In Israel, the decision to prosecute under the Nazi and Nazi Collaborators (Punishment) Law, 1950 set the stage for a landmark proceeding. The trial opened on 11 April 1961 in Jerusalem, at the converted Beit Ha’am theater. A panel of three judges—Moshe Landau (presiding), Benjamin Halevi, and Yitzhak Raveh—heard the case. Attorney General Gideon Hausner led the prosecution; German lawyer Robert Servatius represented the defense. Broadcast globally and covered by hundreds of journalists, the proceedings brought survivors’ voices into living rooms around the world. Hausner’s opening captured the moral gravity: “I am not standing alone before you. With me are six million accusers.”
Over months of testimony, more than one hundred witnesses detailed deportations, ghettos, and extermination mechanics, while documentary evidence tied Eichmann to the orchestration of transports and coordination with local collaborators. Eichmann, for his part, acknowledged involvement in deportations but insisted he was a mid-level functionary following orders. The court rejected this defense.
On 11 December 1961, the court found Eichmann guilty on 15 counts, including crimes against humanity, war crimes, and crimes against the Jewish people. He was sentenced to death on 15 December 1961. The Supreme Court of Israel upheld the verdict and sentence on 29 May 1962; President Yitzhak Ben‑Zvi denied clemency. Eichmann was executed by hanging at Ramla Prison shortly after midnight on 31 May–1 June 1962. His body was cremated and ashes scattered at sea, beyond Israel’s territorial waters.
Long-term significance and legacy
The capture and trial of Adolf Eichmann reshaped global understandings of both the Holocaust and international justice.

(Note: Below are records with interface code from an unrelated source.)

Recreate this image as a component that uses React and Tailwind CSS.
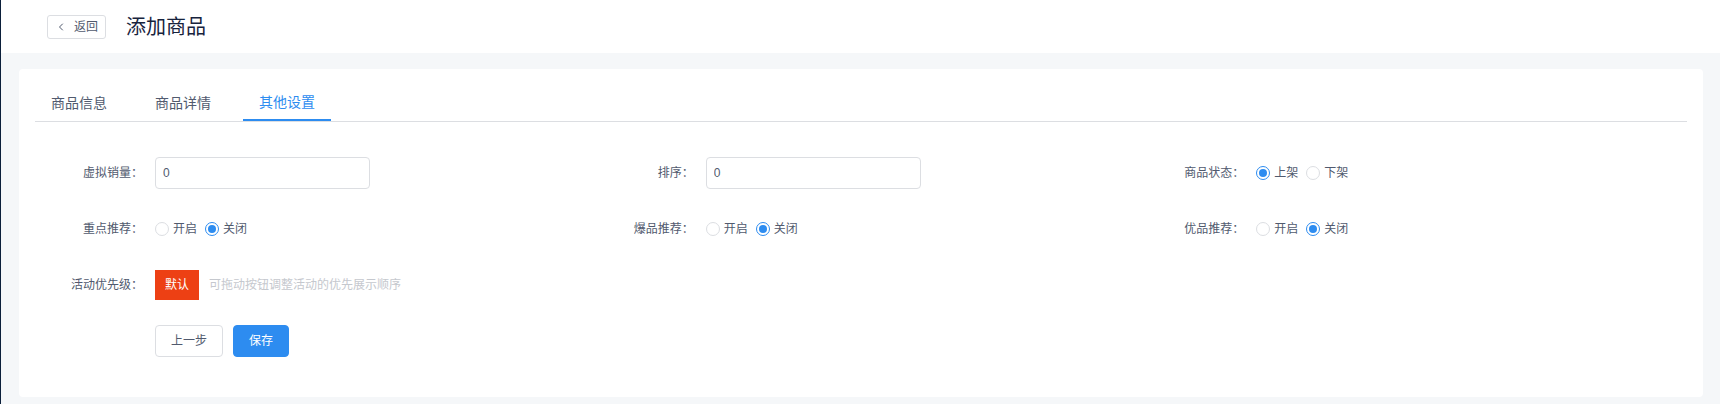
import React from 'react';
import { ChevronLeft } from 'lucide-react';

const Radio = ({ label, checked }) => (
    <label className="flex items-center mr-2 cursor-pointer">
        <span
            className={`w-[14px] h-[14px] rounded-full border flex items-center justify-center mr-1 bg-white ${
                checked ? 'border-[#2d8cf0]' : 'border-[#dcdee2]'
            }`}
        >
            {checked && <span className="w-2 h-2 rounded-full bg-[#2d8cf0]" />}
        </span>
        <span className="text-[12px] text-[#515a6e]">{label}</span>
    </label>
);

const FormItem = ({ label, children, className = '' }) => (
    <div className={`flex items-center h-8 mb-6 ${className}`}>
        <div className="w-[120px] pr-3 text-right text-[12px] text-[#515a6e] flex-shrink-0">{label}</div>
        <div className="flex items-center">{children}</div>
    </div>
);

const Input = ({ value }) => (
    <input
        defaultValue={value}
        className="w-[215px] h-8 px-[7px] border border-[#dcdee2] rounded-[4px] text-[12px] text-[#515a6e] outline-none bg-white"
    />
);

const tabs = ['商品信息', '商品详情', '其他设置'];

export default function App() {
    const active = 2;

    return (
        <div className="min-h-[404px] bg-[#f5f7f9] border-l border-[#0b1f3a] font-['Liberation_Sans','Noto_Sans_CJK_SC',sans-serif]">
            {/* header */}
            <div className="h-[53px] bg-white flex items-center pl-[46px]">
                <button className="h-6 flex items-center gap-[7px] px-[7px] border border-[#dcdee2] rounded-[3px] text-[12px] text-[#515a6e] bg-white">
                    <ChevronLeft size={12} strokeWidth={2} />
                    <span>返回</span>
                </button>
                <h1 className="ml-5 text-[20px] text-[#17233d] leading-none">添加商品</h1>
            </div>

            <div className="pt-4 pb-2 pl-[18px] pr-[17px]">
                <div className="bg-white rounded-[4px] p-4">
                    {/* tabs */}
                    <div className="flex border-b border-[#dcdee2]">
                        {tabs.map((t, i) => (
                            <div
                                key={t}
                                className={`h-9 px-4 mr-4 flex items-center text-[14px] cursor-pointer ${
                                    i === active
                                        ? 'text-[#2d8cf0] border-b-2 border-[#2d8cf0] -mb-px'
                                        : 'text-[#515a6e]'
                                }`}
                            >
                                {t}
                            </div>
                        ))}
                    </div>

                    {/* form */}
                    <div className="mt-[35px]">
                        <div className="grid grid-cols-3">
                            <FormItem label="虚拟销量：">
                                <Input value="0" />
                            </FormItem>
                            <FormItem label="排序：">
                                <Input value="0" />
                            </FormItem>
                            <FormItem label="商品状态：">
                                <Radio label="上架" checked />
                                <Radio label="下架" />
                            </FormItem>

                            <FormItem label="重点推荐：">
                                <Radio label="开启" />
                                <Radio label="关闭" checked />
                            </FormItem>
                            <FormItem label="爆品推荐：">
                                <Radio label="开启" />
                                <Radio label="关闭" checked />
                            </FormItem>
                            <FormItem label="优品推荐：">
                                <Radio label="开启" />
                                <Radio label="关闭" checked />
                            </FormItem>
                        </div>

                        <FormItem label="活动优先级：">
                            <div className="w-[44px] h-[30px] bg-[#ed4014] text-white text-[12px] flex items-center justify-center">
                                默认
                            </div>
                            <span className="ml-[10px] text-[12px] text-[#c5c8ce]">可拖动按钮调整活动的优先展示顺序</span>
                        </FormItem>

                        <div className="flex items-center h-8 mb-6 pl-[120px] gap-[10px]">
                            <button className="h-8 px-[15px] border border-[#dcdee2] rounded-[4px] text-[12px] text-[#515a6e] bg-white">
                                上一步
                            </button>
                            <button className="h-8 px-[15px] border border-[#2d8cf0] rounded-[4px] text-[12px] text-white bg-[#2d8cf0]">
                                保存
                            </button>
                        </div>
                    </div>
                </div>
            </div>
        </div>
    );
}
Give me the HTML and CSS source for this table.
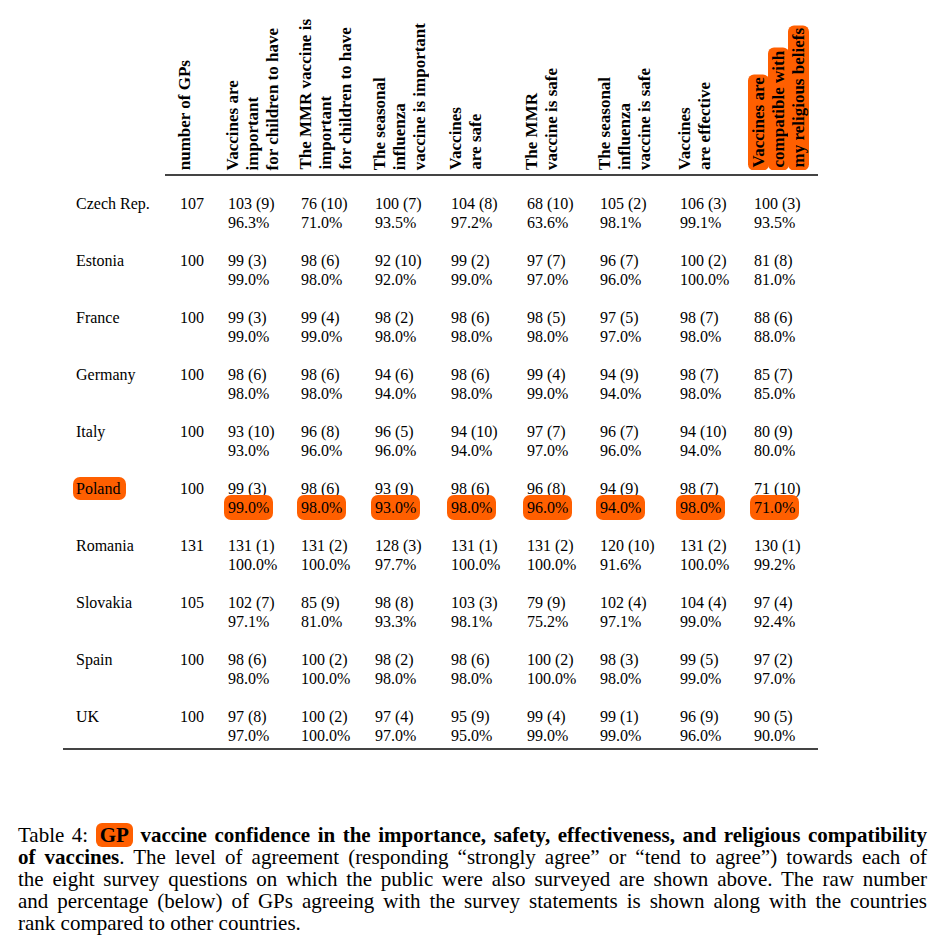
FILE: index.html
```html
<!DOCTYPE html>
<html lang="en">
<head>
<meta charset="utf-8">
<title>Table 4: GP vaccine confidence</title>
<link rel="stylesheet" href="styles.css">
</head>
<body>
<div class="page">
  <div class="table">
    <div class="head">
      <div></div>
      <div class="hd">number of GPs</div>
      <div class="hd">Vaccines are<br>important<br>for children to have</div>
      <div class="hd">The MMR vaccine is<br>important<br>for children to have</div>
      <div class="hd">The seasonal<br>influenza<br>vaccine is important</div>
      <div class="hd">Vaccines<br>are safe</div>
      <div class="hd">The MMR<br>vaccine is safe</div>
      <div class="hd">The seasonal<br>influenza<br>vaccine is safe</div>
      <div class="hd">Vaccines<br>are effective</div>
      <div class="hd"><span class="mark-v">Vaccines are<br>compatible with<br>my religious beliefs</span></div>
    </div>
    <div class="rule-top"></div>
    <div class="rows">
      <div class="row"><div>Czech Rep.</div><div>107</div><div>103 (9)<br>96.3%</div><div>76 (10)<br>71.0%</div><div>100 (7)<br>93.5%</div><div>104 (8)<br>97.2%</div><div>68 (10)<br>63.6%</div><div>105 (2)<br>98.1%</div><div>106 (3)<br>99.1%</div><div>100 (3)<br>93.5%</div></div>
      <div class="row"><div>Estonia</div><div>100</div><div>99 (3)<br>99.0%</div><div>98 (6)<br>98.0%</div><div>92 (10)<br>92.0%</div><div>99 (2)<br>99.0%</div><div>97 (7)<br>97.0%</div><div>96 (7)<br>96.0%</div><div>100 (2)<br>100.0%</div><div>81 (8)<br>81.0%</div></div>
      <div class="row"><div>France</div><div>100</div><div>99 (3)<br>99.0%</div><div>99 (4)<br>99.0%</div><div>98 (2)<br>98.0%</div><div>98 (6)<br>98.0%</div><div>98 (5)<br>98.0%</div><div>97 (5)<br>97.0%</div><div>98 (7)<br>98.0%</div><div>88 (6)<br>88.0%</div></div>
      <div class="row"><div>Germany</div><div>100</div><div>98 (6)<br>98.0%</div><div>98 (6)<br>98.0%</div><div>94 (6)<br>94.0%</div><div>98 (6)<br>98.0%</div><div>99 (4)<br>99.0%</div><div>94 (9)<br>94.0%</div><div>98 (7)<br>98.0%</div><div>85 (7)<br>85.0%</div></div>
      <div class="row"><div>Italy</div><div>100</div><div>93 (10)<br>93.0%</div><div>96 (8)<br>96.0%</div><div>96 (5)<br>96.0%</div><div>94 (10)<br>94.0%</div><div>97 (7)<br>97.0%</div><div>96 (7)<br>96.0%</div><div>94 (10)<br>94.0%</div><div>80 (9)<br>80.0%</div></div>
      <div class="row"><div><span class="mark-name">Poland</span></div><div>100</div><div>99 (3)<br><span class="mark">99.0%</span></div><div>98 (6)<br><span class="mark">98.0%</span></div><div>93 (9)<br><span class="mark">93.0%</span></div><div>98 (6)<br><span class="mark">98.0%</span></div><div>96 (8)<br><span class="mark">96.0%</span></div><div>94 (9)<br><span class="mark">94.0%</span></div><div>98 (7)<br><span class="mark">98.0%</span></div><div>71 (10)<br><span class="mark">71.0%</span></div></div>
      <div class="row"><div>Romania</div><div>131</div><div>131 (1)<br>100.0%</div><div>131 (2)<br>100.0%</div><div>128 (3)<br>97.7%</div><div>131 (1)<br>100.0%</div><div>131 (2)<br>100.0%</div><div>120 (10)<br>91.6%</div><div>131 (2)<br>100.0%</div><div>130 (1)<br>99.2%</div></div>
      <div class="row"><div>Slovakia</div><div>105</div><div>102 (7)<br>97.1%</div><div>85 (9)<br>81.0%</div><div>98 (8)<br>93.3%</div><div>103 (3)<br>98.1%</div><div>79 (9)<br>75.2%</div><div>102 (4)<br>97.1%</div><div>104 (4)<br>99.0%</div><div>97 (4)<br>92.4%</div></div>
      <div class="row"><div>Spain</div><div>100</div><div>98 (6)<br>98.0%</div><div>100 (2)<br>100.0%</div><div>98 (2)<br>98.0%</div><div>98 (6)<br>98.0%</div><div>100 (2)<br>100.0%</div><div>98 (3)<br>98.0%</div><div>99 (5)<br>99.0%</div><div>97 (2)<br>97.0%</div></div>
      <div class="row"><div>UK</div><div>100</div><div>97 (8)<br>97.0%</div><div>100 (2)<br>100.0%</div><div>97 (4)<br>97.0%</div><div>95 (9)<br>95.0%</div><div>99 (4)<br>99.0%</div><div>99 (1)<br>99.0%</div><div>96 (9)<br>96.0%</div><div>90 (5)<br>90.0%</div></div>
    </div>
    <div class="rule-bottom"></div>
  </div>
  <p class="caption">
    <span class="cl">Table 4: <b><span class="mark-cap">GP</span> vaccine confidence in the importance, safety, effectiveness, and religious compatibility</b></span>
    <span class="cl"><b>of vaccines</b>. The level of agreement (responding “strongly agree” or “tend to agree”) towards each of</span>
    <span class="cl">the eight survey questions on which the public were also surveyed are shown above. The raw number</span>
    <span class="cl">and percentage (below) of GPs agreeing with the survey statements is shown along with the countries</span>
    <span class="cl cl-last">rank compared to other countries.</span>
  </p>
</div>
</body>
</html>
```

FILE: styles.css
```css
:root {
  --cols: 104px 48px 73px 74px 76px 76px 73px 80px 74px 64px;
  --orange: #ff5f00;
}

* {
  box-sizing: border-box;
}

body {
  margin: 0;
  background: #ffffff;
  color: #000000;
  font-family: "Liberation Serif", "Times New Roman", serif;
}

.page {
  width: 944px;
  height: 948px;
  overflow: hidden;
}

.table {
  margin-left: 63px;
  width: 755px;
}

.head {
  display: grid;
  grid-template-columns: var(--cols);
  align-items: end;
  height: 174px;
  padding-left: 13px;
  padding-bottom: 4px;
}

.hd {
  writing-mode: vertical-rl;
  transform: rotate(180deg);
  font-weight: bold;
  font-size: 17px;
  line-height: 20px;
  white-space: nowrap;
  justify-self: start;
  margin-left: -5px;
}

.mark-v {
  background: var(--orange);
  border-radius: 6px;
  padding: 3px 1px;
  -webkit-box-decoration-break: clone;
  box-decoration-break: clone;
}

.rule-top {
  margin-left: 102px;
  height: 2px;
  background: #444444;
}

.rows {
  display: flex;
  flex-direction: column;
  gap: 19px;
  padding-top: 18px;
  padding-bottom: 3px;
  padding-left: 13px;
  font-size: 16px;
  line-height: 19px;
}

.row {
  display: grid;
  grid-template-columns: var(--cols);
  height: 38px;
}

.mark {
  background: var(--orange);
  border-radius: 7px;
  padding: 4px 4px;
  margin-left: -4px;
}

.mark-name {
  background: var(--orange);
  border-radius: 7px;
  padding: 3px 6px 3px 3px;
  margin-left: -3px;
}

.rule-bottom {
  height: 2px;
  background: #444444;
}

.caption {
  margin: 74px 0 0 18px;
  width: 909px;
  font-size: 21px;
  line-height: 22px;
}

.cl {
  display: block;
  text-align: justify;
  text-align-last: justify;
}

.cl-last {
  text-align: left;
  text-align-last: left;
}

.mark-cap {
  background: var(--orange);
  border-radius: 6px;
  padding: 0 4px;
}
```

- Legal and diplomatic precedent: The abduction sparked a lasting debate about sovereignty and extraterritorial law enforcement. While the UN condemned the breach of Argentine sovereignty, the international community largely accepted that Eichmann would be tried in Israel. The case underscored emerging principles that certain crimes—genocide and crimes against humanity—demand accountability regardless of borders or the passage of time. It influenced later conversations on universal jurisdiction and state responsibility to prosecute grave international crimes.
- Public reckoning with the Holocaust: The Jerusalem trial disseminated voluminous evidence of Nazi crimes and gave unprecedented prominence to survivor testimony. For many outside Europe and Israel, it was the first sustained exposure to the operational details of the “Final Solution.” The trial helped cement the place of the Holocaust in global historical consciousness and contributed to the expansion of Holocaust scholarship and education.
- Impact on Germany and other jurisdictions: Eichmann’s prosecution emboldened postwar legal efforts, including the Frankfurt Auschwitz trials (1963–1965) in West Germany, pursued under the guidance of figures like Fritz Bauer. It signaled that high-ranking perpetrators could be located, apprehended, and tried, prodding states to re-examine complicity and to strengthen investigative capacity.
- Intelligence and statecraft: For Israel, the operation affirmed the reach of Mossad and established a template for complex, multi-country operations integrating surveillance, covert capture, and clandestine exfiltration. It also prompted refinements in international cooperation and diplomatic crisis management, given the controversy that followed.
- Ethical and philosophical discourse: The trial catalyzed debates about individual responsibility within totalitarian systems. Coverage by observers, most famously the political theorist Hannah Arendt, introduced enduring concepts about bureaucratic complicity and moral agency. Regardless of interpretive disputes, the record compiled in Jerusalem emphasized the central, organizing role Eichmann played in mass murder and dismantled the “just following orders” defense.